SPEED AUTO SALES, INC., v. AMERICAN MOTORS CORPORATION

United States District Court, Eastern District of New York (1979)

Facts

Issue

Holding — Neaher, J.

Rule

Reasoning

Deep Dive: How the Court Reached Its Decision

Antitrust Claims

The court analyzed Speed Auto Sales' claims under sections 1 and 2 of the Sherman Antitrust Act. For section 1, the court noted that Speed failed to allege a conspiracy, combination, or contract that resulted in an undue restraint of trade, which is a necessary element to sustain such a claim. The court emphasized that the complaint lacked sufficient allegations to demonstrate a conspiracy between AMC and its subsidiary AMC Sales. It highlighted that AMC's unilateral actions did not constitute anti-competitive behavior, as AMC retained the right to control its distribution network without violating antitrust laws. Regarding section 2, the court determined that AMC, as a manufacturer, inherently possessed monopoly power over its products, which meant that Speed, as a franchisee, could not claim injury from AMC's competitive actions. The court reiterated that the Sherman Act protects competition in the marketplace, not individual competitors, thereby dismissing Speed's claims of an attempt to monopolize. Ultimately, the court concluded that Speed's complaints did not present a viable antitrust claim warranting relief.

Dealer-Day-in-Court Act

The court found that Speed Auto Sales had adequately stated a claim under the Dealer-Day-in-Court Act (DDICA). It noted that the statute requires allegations of a wrongful demand enforced by threats or coercion. Speed’s complaint included specific allegations that AMC's representatives pressured Speed to relocate and threatened to "put Speed out of business" if it did not comply. The court reasoned that these allegations, if proven, could allow a trier of fact to find a wrongful demand made by the defendants. Unlike the antitrust claims, the alleged coercive behavior fell within the framework of the DDICA, which aims to protect dealers from unfair practices by manufacturers. The court clarified that while establishing a competing dealership by the manufacturer does not automatically give rise to a cause of action under the DDICA, the specific coercive tactics alleged by Speed warranted further examination. Therefore, the court allowed this claim to proceed to discovery and potentially to trial.

Preliminary Injunction

In evaluating Speed's motion for a preliminary injunction, the court ruled that Speed failed to demonstrate the requisite elements for such relief. The court reiterated that a plaintiff must prove irreparable harm and either a likelihood of success on the merits or serious questions going to the merits that would justify litigation. The court found that Speed did not establish irreparable harm, noting that any injuries alleged were of a nature that could be compensated with monetary damages. Furthermore, the court emphasized that previous decisions had established that even if a dealership contract was terminated, the resulting injuries could be compensated through damages and did not justify an injunction. The court determined that Speed's allegations did not support a compelling argument for irreparable harm, thus denying the motion for a preliminary injunction. This denial further emphasized that without a credible claim for harm that could not be remedied by financial compensation, the court would not intervene.

State Law Claims

The court addressed Speed's state law claims, acknowledging that while they were not well-pleaded, they suggested that Speed operated as a franchise and had suffered harm due to the defendants' conduct. It noted the federal notice pleading standard, which requires that a complaint need not set out the legal theory underlying a claim but should provide enough notice to the defendants. The court recognized that Speed's allegations included breaches of the franchise agreement, fraud, and unfair competition, which merited further examination. Although the court pointed out that the specific claims were technically deficient, it believed that the allegations indicated potential harm that could be redressable under state law. The court decided against dismissing these claims outright, allowing them to proceed pending further development of facts through discovery, which could clarify the legal theories supporting Speed's claims.

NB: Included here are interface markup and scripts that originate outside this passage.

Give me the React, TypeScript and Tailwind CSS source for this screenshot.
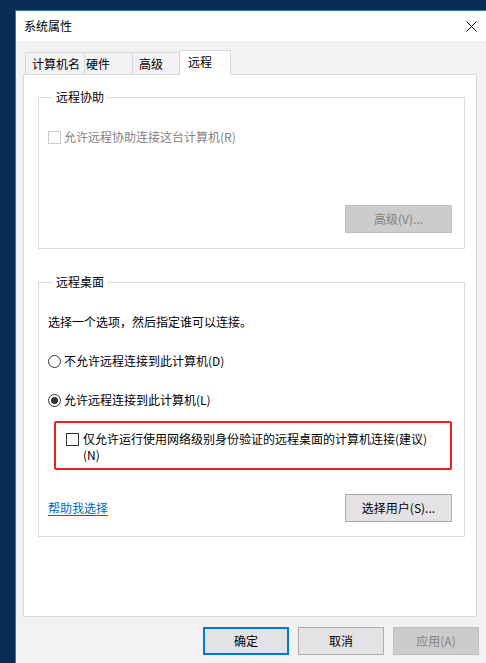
import React from "react";

const font = "font-['Microsoft_YaHei_UI','Noto_Sans_CJK_SC',sans-serif]";

function Checkbox({ disabled = false }: { disabled?: boolean }) {
  return (
    <span
      className={`block h-[13px] w-[13px] shrink-0 border bg-white ${
        disabled ? "border-[#cccccc]" : "border-[#333333]"
      }`}
    />
  );
}

function Radio({ checked = false }: { checked?: boolean }) {
  return (
    <span className="flex h-[13px] w-[13px] shrink-0 items-center justify-center rounded-full border border-[#333333] bg-white">
      {checked && <span className="h-[7px] w-[7px] rounded-full bg-[#333333]" />}
    </span>
  );
}

function Btn({
  children,
  disabled = false,
  primary = false,
  className = "",
}: {
  children: React.ReactNode;
  disabled?: boolean;
  primary?: boolean;
  className?: string;
}) {
  const look = disabled
    ? "border border-[#bfbfbf] bg-[#cccccc] text-[#838383]"
    : primary
      ? "border-2 border-[#0078d7] bg-[#e5e2e5] text-black"
      : "border border-[#adadad] bg-[#e5e2e5] text-black";
  return (
    <div className={`flex h-[28px] items-center justify-center text-[12px] ${look} ${className}`}>
      {children}
    </div>
  );
}

function Group({
  title,
  children,
  className = "",
}: {
  title: string;
  children: React.ReactNode;
  className?: string;
}) {
  return (
    <fieldset className={`ml-[14px] w-[427px] border border-[#dcdcdc] px-[9px] ${className}`}>
      <legend className="ml-[5px] px-[3px] text-[12px] leading-[16px] text-black">{title}</legend>
      {children}
    </fieldset>
  );
}

const tabs = [
  { label: "计算机名", cls: "w-[59px] pl-[6px]" },
  { label: "硬件", cls: "w-[48px] pl-[1px]" },
  { label: "高级", cls: "w-[47px] pl-[6px]" },
];

export default function App() {
  return (
    <div className={`h-[663px] w-[486px] overflow-hidden bg-[#082d52] pl-[15px] pt-[10px] ${font}`}>
      <div className="w-[480px] border-l border-t border-[#1a7fd4] bg-[#f4f1f4]">
        {/* title bar */}
        <div className="flex h-[30px] items-center justify-between bg-white">
          <span className="pl-[8px] text-[12px] text-black">系统属性</span>
          <svg width="11" height="11" viewBox="0 0 11 11" className="mr-[18px]">
            <path d="M0.5 0.5 L10.5 10.5 M10.5 0.5 L0.5 10.5" stroke="#111" strokeWidth="1" />
          </svg>
        </div>

        <div className="pt-[9px]">
          {/* tab strip */}
          <div className="relative z-10 ml-[9px] flex items-end">
            {tabs.map((t) => (
              <div
                key={t.label}
                className={`flex h-[22px] items-center border-l border-t border-[#d9d9d9] bg-[#f4f1f4] text-[12px] text-black ${t.cls}`}
              >
                {t.label}
              </div>
            ))}
            <div className="-mb-px flex h-[25px] w-[52px] items-center border-x border-t border-[#d9d9d9] bg-white pb-[2px] pl-[8px] text-[12px] text-black">
              远程
            </div>
          </div>

          {/* tab panel */}
          <div className="ml-[7px] h-[543px] w-[454px] border border-[#d9d9d9] bg-white pt-[14px]">
            <Group title="远程协助" className="pb-[15px]">
              <div className="mt-[24px] flex items-center gap-[3px] text-[12px] leading-[16px] text-[#838383]">
                <Checkbox disabled />
                <span>允许远程协助连接这台计算机(R)</span>
              </div>
              <div className="mt-[60px] flex justify-end pr-[3px]">
                <Btn disabled className="w-[107px]">
                  高级(V)...
                </Btn>
              </div>
            </Group>

            <Group title="远程桌面" className="mt-[25px] pb-[14px]">
              <p className="mt-[24px] text-[12px] leading-[16px] text-black">
                选择一个选项，然后指定谁可以连接。
              </p>
              <div className="mt-[23px] flex items-center gap-[3px] text-[12px] leading-[16px] text-black">
                <Radio />
                <span>不允许远程连接到此计算机(D)</span>
              </div>
              <div className="mt-[23px] flex items-center gap-[3px] text-[12px] leading-[16px] text-black">
                <Radio checked />
                <span>允许远程连接到此计算机(L)</span>
              </div>
              <div className="ml-[6px] mt-[13px] flex w-[398px] items-start gap-[4px] rounded-[2px] border-2 border-[#e8201e] pb-[5px] pl-[10px] pt-[8px]">
                <span className="mt-[2px] flex">
                  <Checkbox />
                </span>
                <span className="w-[352px] text-[12px] leading-[16px] text-black">
                  仅允许运行使用网络级别身份验证的远程桌面的计算机连接(建议)(N)
                </span>
              </div>
              <div className="mt-[24px] flex items-center justify-between pr-[3px]">
                <a className="text-[12px] leading-[16px] text-[#0066cc] underline underline-offset-2">
                  帮助我选择
                </a>
                <Btn className="w-[107px]">选择用户(S)...</Btn>
              </div>
            </Group>
          </div>

          {/* dialog buttons */}
          <div className="mt-[10px] flex justify-end gap-[9px] pb-[20px] pr-[16px]">
            <Btn primary className="w-[86px]">
              确定
            </Btn>
            <Btn className="w-[86px]">取消</Btn>
            <Btn disabled className="w-[86px]">
              应用(A)
            </Btn>
          </div>
        </div>
      </div>
    </div>
  );
}
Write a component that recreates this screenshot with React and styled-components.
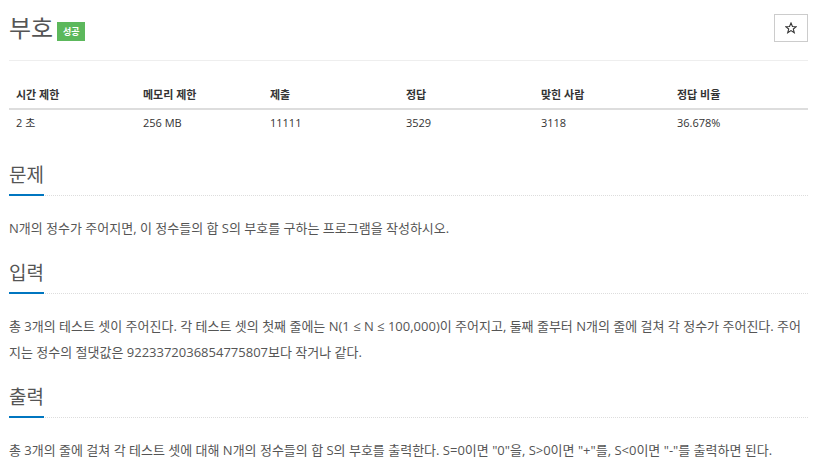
import React from "react";
import styled, { createGlobalStyle } from "styled-components";

const Global = createGlobalStyle`
  html, body { margin: 0; padding: 0; background: #fff; }
  body {
    font-family: "Open Sans", "Noto Sans CJK KR", sans-serif;
    color: #555;
  }
`;

const Page = styled.div`
  padding: 0 9px;
  width: 799px;
`;

const Header = styled.div`
  display: flex;
  align-items: flex-start;
  justify-content: space-between;
  padding-top: 14px;
  height: 46px;
  border-bottom: 1px solid #eee;
`;

const TitleWrap = styled.div`
  display: flex;
  align-items: center;
  gap: 4px;
`;

const Title = styled.h1`
  margin: 0;
  font-size: 24px;
  font-weight: 400;
  line-height: 28px;
  color: #555;
`;

const Badge = styled.span`
  display: inline-flex;
  align-items: center;
  justify-content: center;
  width: 28px;
  height: 19px;
  margin-top: 7px;
  background: #5cb85c;
  color: #fff;
  font-size: 9px;
  font-weight: 700;
`;

const StarButton = styled.button`
  width: 34px;
  height: 28px;
  border: 1px solid #ccc;
  background: #fff;
  padding: 0;
  display: flex;
  align-items: center;
  justify-content: center;
`;

const Table = styled.table`
  width: 100%;
  border-collapse: collapse;
  margin-top: 18px;
  table-layout: fixed;
  font-size: 11px;
`;

const Th = styled.th`
  text-align: left;
  font-weight: 700;
  padding: 8px 7px 5px;
  line-height: 16px;
  border-bottom: 2px solid #ddd;
  color: #333;
`;

const Td = styled.td`
  padding: 5px 7px 8px;
  line-height: 16px;
  color: #333;
`;

const Section = styled.section`
  margin-top: ${(p) => p.$top}px;
`;

const HeadingRow = styled.div`
  display: flex;
  border-bottom: 1px dotted #ddd;
`;

const Heading = styled.h2`
  margin: 0 0 -1px;
  font-size: 19px;
  font-weight: 400;
  line-height: 24px;
  padding-bottom: 7px;
  color: #555;
  border-bottom: 2px solid #0076c0;
  min-width: 32px;
`;

const Text = styled.p`
  margin: ${(p) => p.$top}px 0 0;
  font-size: 13px;
  line-height: 26px;
  color: #555;
`;

const columns = [
  ["시간 제한", "2 초", 127],
  ["메모리 제한", "256 MB", 127],
  ["제출", "11111", 136],
  ["정답", "3529", 135],
  ["맞힌 사람", "3118", 136],
  ["정답 비율", "36.678%", 138],
];

const StarIcon = () => (
  <svg width="12" height="12" viewBox="0 0 24 24" fill="none" stroke="#333" strokeWidth="2.2" strokeLinejoin="miter">
    <polygon points="12,2 14.9,9 22.5,9.3 16.6,14.1 18.6,21.5 12,17.3 5.4,21.5 7.4,14.1 1.5,9.3 9.1,9" />
  </svg>
);

export default function App() {
  return (
    <Page>
      <Global />
      <Header>
        <TitleWrap>
          <Title>부호</Title>
          <Badge>성공</Badge>
        </TitleWrap>
        <StarButton aria-label="즐겨찾기">
          <StarIcon />
        </StarButton>
      </Header>
      <Table>
        <colgroup>
          {columns.map((c) => (
            <col key={c[0]} style={{ width: c[2] }} />
          ))}
        </colgroup>
        <thead>
          <tr>
            {columns.map((c) => (
              <Th key={c[0]}>{c[0]}</Th>
            ))}
          </tr>
        </thead>
        <tbody>
          <tr>
            {columns.map((c) => (
              <Td key={c[0]}>{c[1]}</Td>
            ))}
          </tr>
        </tbody>
      </Table>
      <Section $top={24}>
        <HeadingRow>
          <Heading>문제</Heading>
        </HeadingRow>
        <Text $top={19}>
          N개의 정수가 주어지면, 이 정수들의 합 S의 부호를 구하는 프로그램을 작성하시오.
        </Text>
      </Section>
      <Section $top={20}>
        <HeadingRow>
          <Heading>입력</Heading>
        </HeadingRow>
        <Text $top={19}>
          총 3개의 테스트 셋이 주어진다. 각 테스트 셋의 첫째 줄에는 N(1 ≤ N ≤ 100,000)이 주어지고, 둘째 줄부터 N개의 줄에 걸쳐 각 정수가 주어진다. 주어지는 정수의 절댓값은 9223372036854775807보다 작거나 같다.
        </Text>
      </Section>
      <Section $top={20}>
        <HeadingRow>
          <Heading>출력</Heading>
        </HeadingRow>
        <Text $top={19}>
          총 3개의 줄에 걸쳐 각 테스트 셋에 대해 N개의 정수들의 합 S의 부호를 출력한다. S=0이면 "0"을, S&gt;0이면 "+"를, S&lt;0이면 "-"를 출력하면 된다.
        </Text>
      </Section>
    </Page>
  );
}
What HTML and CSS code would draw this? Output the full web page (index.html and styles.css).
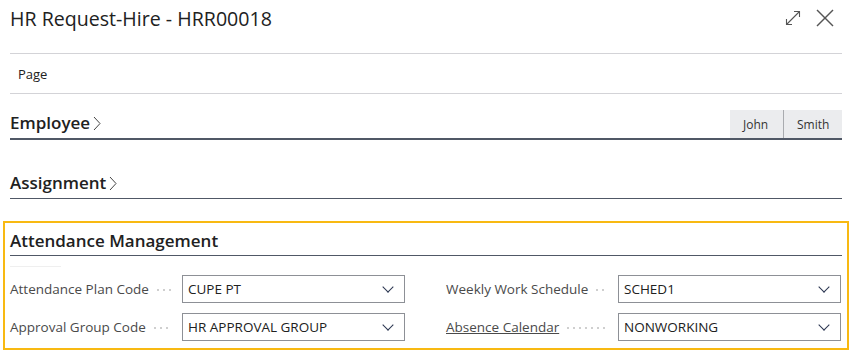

New York General Business Law

The court concluded that Speed's allegations under New York General Business Law sections 197 and 197a could not be supported. These sections prohibit manufacturers from terminating or failing to renew contracts with dealers except for cause. The court found that Speed did not claim to have been terminated or that AMC had failed to renew its franchise agreement. Instead, Speed's assertions related to competition from AMC's new dealership at Kings Plaza and the alleged insufficient supply of Jeeps. The court determined that such claims did not constitute a viable basis for a claim of constructive termination under New York law. It noted that Speed's operational difficulties were not a result of any unlawful action by the defendants, as Speed continued to sell Jeeps under its franchise despite the alleged competitive disadvantage. Consequently, the court dismissed the state law claims, emphasizing that they did not adequately allege a violation of the relevant statutes.